In our capitalist system everything is in constant motion, nothing is ever static. If a company is not increasing its sales, then it is moving backwards and if it does not smarten up and make changes that are attractive to more customers it will eventually fall and be trampled by a more nimble, smarter company.

In addition to competing with competitors in the same industry, a company is also under attack by changes taking place in society such as fashion and technology. 

Many years ago, I called on a very successful manufacturer of sheepskin coats who taught me a lesson on reality. He told me while at this time they were the largest manufacturer of sheepskin coats in the world, fashions could and would change and no one would be wearing sheepskin coats any longer. His acceptance of this reality was an eye opener to me. He fully expected and accepted that in the future he would be in another line-of-business.

Therefore, the question should not be to ask what industry is best to invest in. Ignore industries and concentrate on which 20 companies have shown for twenty years that they can grow their share price and pay ever increasing dividend payouts from their ever-increasing profits.

While all companies in every industry eventually fail and disappear. Fortunately, strong companies take a long time to do it.

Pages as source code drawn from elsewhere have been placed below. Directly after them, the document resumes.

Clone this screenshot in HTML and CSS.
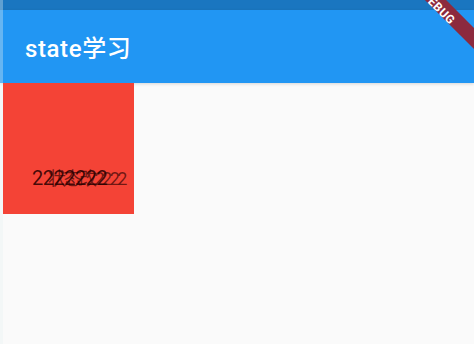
FILE: index.html
```html
<!DOCTYPE html>
<html>
<head>
  <meta charset="UTF-8">
  <meta name="viewport" content="width=device-width, initial-scale=1.0">
  <title>state学习</title>
  <link rel="stylesheet" href="styles.css">
</head>
<body>
  <div class="screen">
    <div class="status-bar"></div>
    <div class="app-bar">
      <h1 class="title">state学习</h1>
    </div>

    <div class="content">
      <!-- 红色方块，文字切换中 -->
      <div class="box">
        <div class="label">
          <span class="txt old">2222222</span>
          <span class="txt new">状态改2222</span>
        </div>
      </div>
    </div>

    <div class="banner"><span>DEBUG</span></div>
    <div class="edge"></div>
  </div>
</body>
</html>
```

FILE: styles.css
```css
html, body {
  margin: 0;
  padding: 0;
}
body {
  font-family: Roboto, "Noto Sans CJK SC", sans-serif;
  background: #fafafa;
}
.screen {
  position: relative;
  width: 474px;
  height: 344px;
  overflow: hidden;
  background: #fafafa;
}
.status-bar {
  height: 10px;
  background: #1a76c0;
}
.app-bar {
  height: 73px;
  background: #2196f3;
  display: flex;
  align-items: center;
  padding-left: 25px;
  box-sizing: border-box;
  box-shadow: 0 1px 3px rgba(0, 0, 0, 0.15);
}
.title {
  margin: 0;
  color: #fff;
  font-size: 24px;
  font-weight: 500;
  letter-spacing: 0.6px;
}
.content {
  padding-left: 3px;
}
.box {
  width: 131px;
  height: 131px;
  background: #f44336;
  display: flex;
  align-items: flex-end;
  padding-bottom: 25px;
  box-sizing: border-box;
}
.label {
  position: relative;
  margin-left: 29px;
  height: 22px;
  width: 100px;
}
.txt {
  position: absolute;
  top: 0;
  left: 0;
  font-size: 20px;
  line-height: 22px;
  color: rgba(40, 0, 0, 0.85);
  white-space: nowrap;
  letter-spacing: -0.5px;
}
.new {
  left: 16px;
  top: 1px;
  font-size: 18px;
  letter-spacing: -2.5px;
  opacity: 0.75;
}
.banner {
  position: absolute;
  top: -2px;
  right: -37px;
  width: 140px;
  height: 15px;
  background: #8c2a3e;
  transform: rotate(45deg);
  text-align: center;
}
.banner span {
  color: #fff;
  font-size: 12px;
  font-weight: 700;
  line-height: 15px;
  letter-spacing: 0.5px;
}
.edge {
  position: absolute;
  top: 0;
  left: 0;
  width: 3px;
  height: 100%;
  background: rgba(230, 240, 240, 0.35);
}
```
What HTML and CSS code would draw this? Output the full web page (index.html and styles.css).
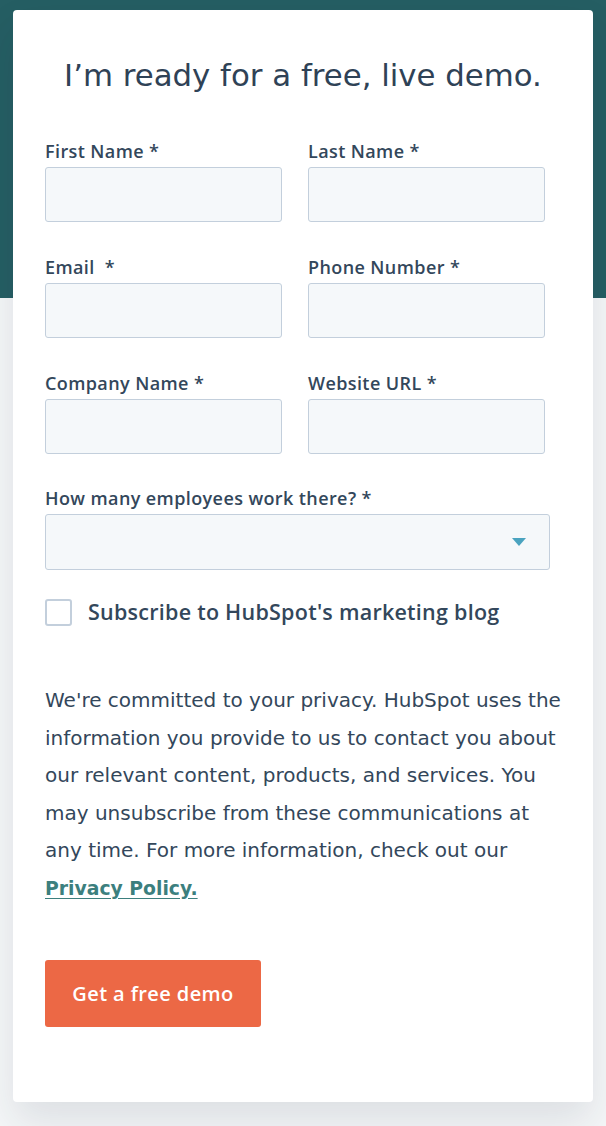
FILE: index.html
```html
<!DOCTYPE html>
<html lang="en">
<head>
<meta charset="utf-8">
<title>Demo form</title>
<link rel="stylesheet" href="styles.css">
</head>
<body>
<main class="card">
  <h1 class="title">I’m ready for a free, live demo.</h1>
  <form class="form">
    <div class="grid">
      <div class="field">
        <label class="label">First Name *</label>
        <input class="input" type="text">
      </div>
      <div class="field">
        <label class="label">Last Name *</label>
        <input class="input" type="text">
      </div>
      <div class="field">
        <label class="label">Email&nbsp; *</label>
        <input class="input" type="email">
      </div>
      <div class="field">
        <label class="label">Phone Number *</label>
        <input class="input" type="tel">
      </div>
      <div class="field">
        <label class="label">Company Name *</label>
        <input class="input" type="text">
      </div>
      <div class="field">
        <label class="label">Website URL *</label>
        <input class="input" type="text">
      </div>
    </div>
    <div class="field field-wide">
      <label class="label">How many employees work there? *</label>
      <div class="select">
        <svg class="caret" width="14" height="8" viewBox="0 0 14 8"><path d="M0 0h14L7 8z" fill="#4aa3bf"/></svg>
      </div>
    </div>
    <label class="check">
      <span class="box"></span>
      <span class="check-text">Subscribe to HubSpot's marketing blog</span>
    </label>
    <p class="privacy">We're committed to your privacy. HubSpot uses the<br>information you provide to us to contact you about<br>our relevant content, products, and services. You<br>may unsubscribe from these communications at<br>any time. For more information, check out our<br><a class="link" href="#">Privacy Policy.</a></p>
    <button class="btn" type="button">Get a free demo</button>
  </form>
</main>
</body>
</html>
```
FILE: styles.css
```css
* { box-sizing: border-box; }
html, body { margin: 0; padding: 0; }
body {
  width: 606px;
  min-height: 1126px;
  background: linear-gradient(#255e63 0, #255e63 298px, #f5f7f8 298px);
  font-family: "DejaVu Sans", sans-serif;
  color: #33475b;
  padding-top: 10px;
}
.card {
  margin-left: 13px;
  width: 580px;
  background: #fff;
  border-radius: 4px;
  padding: 45px 32px 75px;
  box-shadow: 0 20px 40px rgba(30, 40, 60, 0.11);
}
.title {
  margin: 0;
  text-align: center;
  font-weight: 400;
  font-size: 30.8px;
  line-height: 40px;
  color: #2f4256;
  white-space: nowrap;
}
.form { margin-top: 46px; }
.grid {
  display: grid;
  grid-template-columns: 237px 237px;
  column-gap: 26px;
  row-gap: 35px;
}
.field { display: flex; flex-direction: column; gap: 6px; }
.field-wide { margin-top: 34px; }
.label {
  font-family: "Open Sans", sans-serif;
  font-weight: 600;
  font-size: 18px;
  letter-spacing: 0.4px;
  line-height: 20px;
  color: #33475b;
}
.input {
  height: 55px;
  width: 237px;
  background: #f5f8fa;
  border: 1px solid #c3cfdc;
  border-radius: 3px;
  margin: 0;
}
.select {
  height: 56px;
  width: 505px;
  background: #f5f8fa;
  border: 1px solid #c3cfdc;
  border-radius: 3px;
  display: flex;
  align-items: center;
  justify-content: flex-end;
  padding-right: 23px;
}
.caret { display: block; }
.check {
  display: flex;
  align-items: center;
  gap: 16px;
  margin-top: 28px;
}
.box {
  width: 27px;
  height: 27px;
  border: 2px solid #c3cfdc;
  border-radius: 3px;
  background: #fff;
}
.check-text {
  font-family: "Open Sans", sans-serif;
  font-weight: 600;
  font-size: 21.5px;
  letter-spacing: 0.25px;
  line-height: 28px;
}
.privacy {
  margin: 56px 0 0;
  font-size: 20px;
  line-height: 37.6px;
  color: #33475b;
  white-space: nowrap;
}
.link {
  color: #3c7f7e;
  font-weight: 700;
  font-size: 18.8px;
  text-decoration: underline;
  text-underline-offset: 3px;
}
.btn {
  display: block;
  margin-top: 52px;
  width: 216px;
  height: 67px;
  border: none;
  border-radius: 3px;
  background: #ec6845;
  color: #fff;
  font-family: "Open Sans", sans-serif;
  font-weight: 600;
  font-size: 20px;
  letter-spacing: 0.4px;
  cursor: pointer;
}
```
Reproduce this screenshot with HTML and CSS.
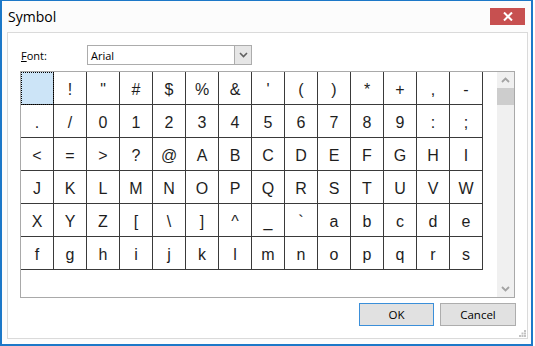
FILE: index.html
```html
<!DOCTYPE html>
<html lang="en">
<head>
    <meta charset="UTF-8">
    <title>Symbol</title>
    <link rel="stylesheet" href="styles.css">
</head>
<body>
    <div class="window">
        <div class="titlebar">
            <span class="title">Symbol</span>
            <div class="close-btn">
                <svg width="10" height="9" viewBox="0 0 10 9"><path d="M1 0.5 L9 8.5 M9 0.5 L1 8.5" stroke="#fff" stroke-width="2"/></svg>
            </div>
        </div>
        <div class="panel">
            <div class="font-row">
                <label class="font-label"><u>F</u>ont:</label>
                <div class="dropdown">
                    <span class="dropdown-text">Arial</span>
                    <div class="dropdown-btn">
                        <svg width="9" height="6" viewBox="0 0 9 6"><path d="M1 1 L4.5 4.5 L8 1" fill="none" stroke="#606060" stroke-width="1.6"/></svg>
                    </div>
                </div>
            </div>

            <div class="chars-box">
                <div class="char-grid">
                    <div class="cell selected"></div><div class="cell">!</div><div class="cell">&quot;</div><div class="cell">#</div><div class="cell">$</div><div class="cell">%</div><div class="cell">&amp;</div><div class="cell">'</div><div class="cell">(</div><div class="cell">)</div><div class="cell">*</div><div class="cell">+</div><div class="cell">,</div><div class="cell">-</div>
                    <div class="cell">.</div><div class="cell">/</div><div class="cell">0</div><div class="cell">1</div><div class="cell">2</div><div class="cell">3</div><div class="cell">4</div><div class="cell">5</div><div class="cell">6</div><div class="cell">7</div><div class="cell">8</div><div class="cell">9</div><div class="cell">:</div><div class="cell">;</div>
                    <div class="cell">&lt;</div><div class="cell">=</div><div class="cell">&gt;</div><div class="cell">?</div><div class="cell">@</div><div class="cell">A</div><div class="cell">B</div><div class="cell">C</div><div class="cell">D</div><div class="cell">E</div><div class="cell">F</div><div class="cell">G</div><div class="cell">H</div><div class="cell">I</div>
                    <div class="cell">J</div><div class="cell">K</div><div class="cell">L</div><div class="cell">M</div><div class="cell">N</div><div class="cell">O</div><div class="cell">P</div><div class="cell">Q</div><div class="cell">R</div><div class="cell">S</div><div class="cell">T</div><div class="cell">U</div><div class="cell">V</div><div class="cell">W</div>
                    <div class="cell">X</div><div class="cell">Y</div><div class="cell">Z</div><div class="cell">[</div><div class="cell">\</div><div class="cell">]</div><div class="cell">^</div><div class="cell">_</div><div class="cell">`</div><div class="cell">a</div><div class="cell">b</div><div class="cell">c</div><div class="cell">d</div><div class="cell">e</div>
                    <div class="cell">f</div><div class="cell">g</div><div class="cell">h</div><div class="cell">i</div><div class="cell">j</div><div class="cell">k</div><div class="cell">l</div><div class="cell">m</div><div class="cell">n</div><div class="cell">o</div><div class="cell">p</div><div class="cell">q</div><div class="cell">r</div><div class="cell">s</div>
                </div>
                <div class="scrollbar">
                    <div class="scroll-arrow">
                        <svg width="9" height="6" viewBox="0 0 9 6"><path d="M1 5 L4.5 1.5 L8 5" fill="none" stroke="#a3a3a3" stroke-width="1.8"/></svg>
                    </div>
                    <div class="scroll-thumb"></div>
                    <div class="scroll-track"></div>
                    <div class="scroll-arrow">
                        <svg width="9" height="6" viewBox="0 0 9 6"><path d="M1 1 L4.5 4.5 L8 1" fill="none" stroke="#a3a3a3" stroke-width="1.8"/></svg>
                    </div>
                </div>
            </div>

            <div class="button-row">
                <button class="btn btn-default">OK</button>
                <button class="btn">Cancel</button>
            </div>

            <svg class="grip" width="7" height="7" viewBox="0 0 7 7">
                <rect x="5" y="0" width="2" height="2" fill="#c2c2c2"/>
                <rect x="2.5" y="2.5" width="2" height="2" fill="#c2c2c2"/>
                <rect x="5" y="2.5" width="2" height="2" fill="#c2c2c2"/>
                <rect x="0" y="5" width="2" height="2" fill="#c2c2c2"/>
                <rect x="2.5" y="5" width="2" height="2" fill="#c2c2c2"/>
                <rect x="5" y="5" width="2" height="2" fill="#c2c2c2"/>
            </svg>
        </div>
    </div>
</body>
</html>
```

FILE: styles.css
```css
body {
    margin: 0;
    background: #fff;
    font-family: "Open Sans", "Noto Sans", sans-serif;
}
.window {
    width: 533px;
    height: 346px;
    box-sizing: border-box;
    border: 2px solid #1c78c8;
    border-top-width: 1px;
    background: #fcfcfc;
    display: flex;
    flex-direction: column;
}
.titlebar {
    height: 31px;
    display: flex;
    align-items: flex-start;
    justify-content: space-between;
    padding-left: 6px;
}
.title {
    font-size: 14px;
    line-height: 14px;
    margin-top: 9px;
    color: #000;
}
.close-btn {
    width: 35px;
    height: 17px;
    margin-top: 7px;
    margin-right: 6px;
    background: #c75050;
    display: flex;
    align-items: center;
    justify-content: center;
}
.panel {
    flex: 1;
    margin: 0 3px 5px 5px;
    border: 1px solid #dadada;
    background: #fff;
    padding: 12px 0 0 12px;
    position: relative;
}
.font-row {
    display: flex;
    align-items: center;
    height: 20px;
}
.font-label {
    width: 67px;
    padding-left: 1px;
    box-sizing: border-box;
    font-size: 11px;
    color: #000;
}
.dropdown {
    width: 165px;
    height: 20px;
    box-sizing: border-box;
    border: 1px solid #acacac;
    display: flex;
    align-items: center;
    justify-content: space-between;
}
.dropdown-text {
    font-size: 11px;
    padding-left: 3px;
    color: #000;
}
.dropdown-btn {
    width: 16px;
    height: 18px;
    border-left: 1px solid #acacac;
    background: #e6e6e6;
    display: flex;
    align-items: center;
    justify-content: center;
}
.chars-box {
    margin-top: 6px;
    width: 495px;
    height: 227px;
    box-sizing: border-box;
    border: 1px solid #a9a9a9;
    display: flex;
    justify-content: space-between;
}
.char-grid {
    display: grid;
    grid-template-columns: repeat(14, 33px);
    grid-auto-rows: 33px;
    align-content: start;
}
.cell {
    border-right: 1px solid #3a3a3a;
    border-bottom: 1px solid #3a3a3a;
    font-family: "Liberation Sans", Arial, sans-serif;
    font-size: 16px;
    line-height: 35px;
    text-align: center;
    color: #1e1e1e;
}
.cell.selected {
    background: #cce4f7;
    outline: 1px dotted #000;
    outline-offset: -1px;
}
.scrollbar {
    width: 17px;
    background: #f0f0f0;
    display: flex;
    flex-direction: column;
}
.scroll-arrow {
    height: 16px;
    display: flex;
    align-items: center;
    justify-content: center;
}
.scroll-thumb {
    height: 17px;
    background: #cdcdcd;
}
.scroll-track {
    flex: 1;
}
.button-row {
    width: 496px;
    margin-top: 5px;
    display: flex;
    justify-content: flex-end;
    gap: 6px;
}
.btn {
    width: 75px;
    height: 23px;
    border: 1px solid #adadad;
    background: #e1e1e1;
    font-family: "Open Sans", "Noto Sans", sans-serif;
    font-size: 11.5px;
    color: #000;
    padding: 0;
}
.btn:last-child {
    width: 76px;
}
.btn-default {
    border-color: #3b8fd9;
}
.grip {
    position: absolute;
    right: 1px;
    bottom: 1px;
}
```
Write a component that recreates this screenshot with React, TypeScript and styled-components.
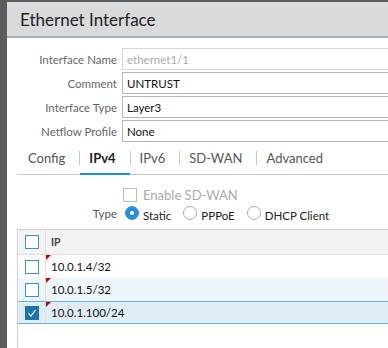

 In the meantime, you ride that money train as long as it is feasible. With 20 strong companies in your portfolio the growth of the majority will offset the weaking of any companies, should they ever appear in your portfolio. This gives you time to find a strong replacement for them.

What about diversity? Twenty companies will give you diversity. If some are in the same industry and are strong, I would rather have them then have a weaker company in another industry just to give my portfolio industry diversification.

While you can make a “lot of money” investing this way, this of course depends on your definition of a “lot of money” and your patience?